Here we have two objections rolled into one, the first of which I’ve already addressed. As to the second:
i) This is yet another attack on the argument from miracle. Yet the implicit scope of his objection is by no means limited to the argument from miracle. For if my faith in anything at all is resting on a reasoned argument, then a persuasive counterargument will undercut my faith. But should the risk of being wrong outweigh the chance of being right? This strikes me as both irrational and impractical.
Perhaps, though, Algazel has religious certainty in mind. And I don’t deny that this is a high priority.
ii) People seek reasons because their intuitive conviction is weak. It is true that this leaves them vulnerable if their arguments are overturned. But they were already vulnerable, which is why they turned to arguments in the first place. It does no good to tell them that reason may betray them, for if they had had an unquestioning faith to begin with, they’d have need no arguments to fortify their faith. Since they are doubters, they cannot fall back on their faith. That’s their problem.
In fairness to Algazel, he supposes that he has something better to offer them. But I have proven otherwise.
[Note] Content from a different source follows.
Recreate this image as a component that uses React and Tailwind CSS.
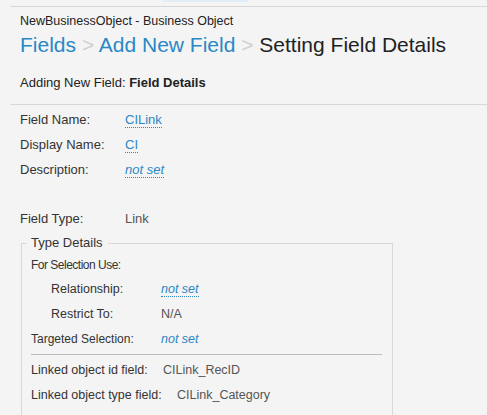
import React from "react";

function Link({ children, italic }) {
  return (
    <span
      className={
        "text-[#2a88c5] border-b border-dotted border-[#2a88c5] " +
        (italic ? "italic" : "")
      }
    >
      {children}
    </span>
  );
}

export default function App() {
  return (
    <div
      className="w-[487px] h-[415px] overflow-hidden bg-[#f4f4f4] text-[#333]"
      style={{ fontFamily: '"Liberation Sans", Arial, sans-serif' }}
    >
      <div className="ml-[163px] w-[85px] h-[2px] bg-[#e2edf8]" />
      <div className="mt-[4px] ml-[10px] h-px bg-[#d8d8d8]" />

      <div className="px-[20px]">
        <div className="mt-[5px] h-[18px] leading-[18px] text-[12.5px] text-[#222]">
          NewBusinessObject - Business Object
        </div>
        <div className="mt-[1px] h-[28px] leading-[28px] text-[21px] whitespace-nowrap">
          <span className="text-[#2a88c5]">Fields</span>{" "}
          <span className="text-[#cfcfcf]">&gt;</span>{" "}
          <span className="text-[#2a88c5]">Add New Field</span>{" "}
          <span className="text-[#cfcfcf]">&gt;</span>{" "}
          <span className="text-[#222]">Setting Field Details</span>
        </div>
        <div className="mt-[15px] h-[18px] leading-[18px] text-[13px] text-[#222]">
          Adding New Field: <span className="font-bold">Field Details</span>
        </div>
      </div>

      <div className="mt-[12px] ml-[10px] h-px bg-[#d8d8d8]" />

      <div className="mt-[2px] px-[20px] text-[13px]">
        <div className="flex h-[25px] leading-[25px]">
          <div className="w-[105px]">Field Name:</div>
          <div>
            <Link>CILink</Link>
          </div>
        </div>
        <div className="flex h-[25px] leading-[25px]">
          <div className="w-[105px]">Display Name:</div>
          <div>
            <Link>CI</Link>
          </div>
        </div>
        <div className="flex h-[25px] leading-[25px]">
          <div className="w-[105px]">Description:</div>
          <div>
            <Link italic>not set</Link>
          </div>
        </div>
        <div className="mt-[24px] flex h-[25px] leading-[25px]">
          <div className="w-[105px]">Field Type:</div>
          <div className="text-[#555]">Link</div>
        </div>
      </div>

      <fieldset className="mt-[4px] ml-[21px] w-[372px] h-[200px] border border-[#d8d8d8] pl-[4px] pr-[10px]">
        <legend className="px-[5px] text-[13px] leading-[16px] text-[#333]">
          Type Details
        </legend>
        <div className="pl-[5px] mt-[2px] text-[12px]">
          <div className="h-[24px] leading-[24px] text-[12px] tracking-[-0.5px]">
            For Selection Use:
          </div>
          <div className="flex h-[25px] leading-[25px] pl-[20px] text-[12.5px]">
            <div className="w-[110px]">Relationship:</div>
            <div>
              <Link italic>not set</Link>
            </div>
          </div>
          <div className="flex h-[25px] leading-[25px] pl-[20px] text-[12.5px]">
            <div className="w-[110px]">Restrict To:</div>
            <div className="text-[#555]">N/A</div>
          </div>
          <div className="flex h-[25px] leading-[25px] text-[12.5px]">
            <div className="w-[130px] text-[12px]">Targeted Selection:</div>
            <div className="italic text-[#2a88c5]">not set</div>
          </div>
          <div className="mt-[2px] h-px bg-[#bdbdbd]" />
          <div className="mt-[3px] flex h-[25px] leading-[25px] text-[12.5px]">
            <div className="w-[132px]">Linked object id field:</div>
            <div className="text-[#555]">CILink_RecID</div>
          </div>
          <div className="flex h-[25px] leading-[25px] text-[12.5px]">
            <div className="w-[146px]">Linked object type field:</div>
            <div className="text-[#555]">CILink_Category</div>
          </div>
        </div>
      </fieldset>
    </div>
  );
}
iii) There are good and bad arguments because of truths and falsehoods. But if we believe in truth, and if we believe in the possibility of true belief, then we shouldn’t be so fearful of reasoned argumentation. If there is a truth to be known, then there ought to be lines of evidence that truly point us to the truth. And it should be easier to reason from one truth to another truth than reason from one falsehood to another falsehood.
If, from time to time, we get our facts wrong, that can only be known because, at other times, we get it right. Error is only discernible in relation to the truth, so the possibility of error presents no serious objection to reason and argument—but, rather, presupposes the very process it decries.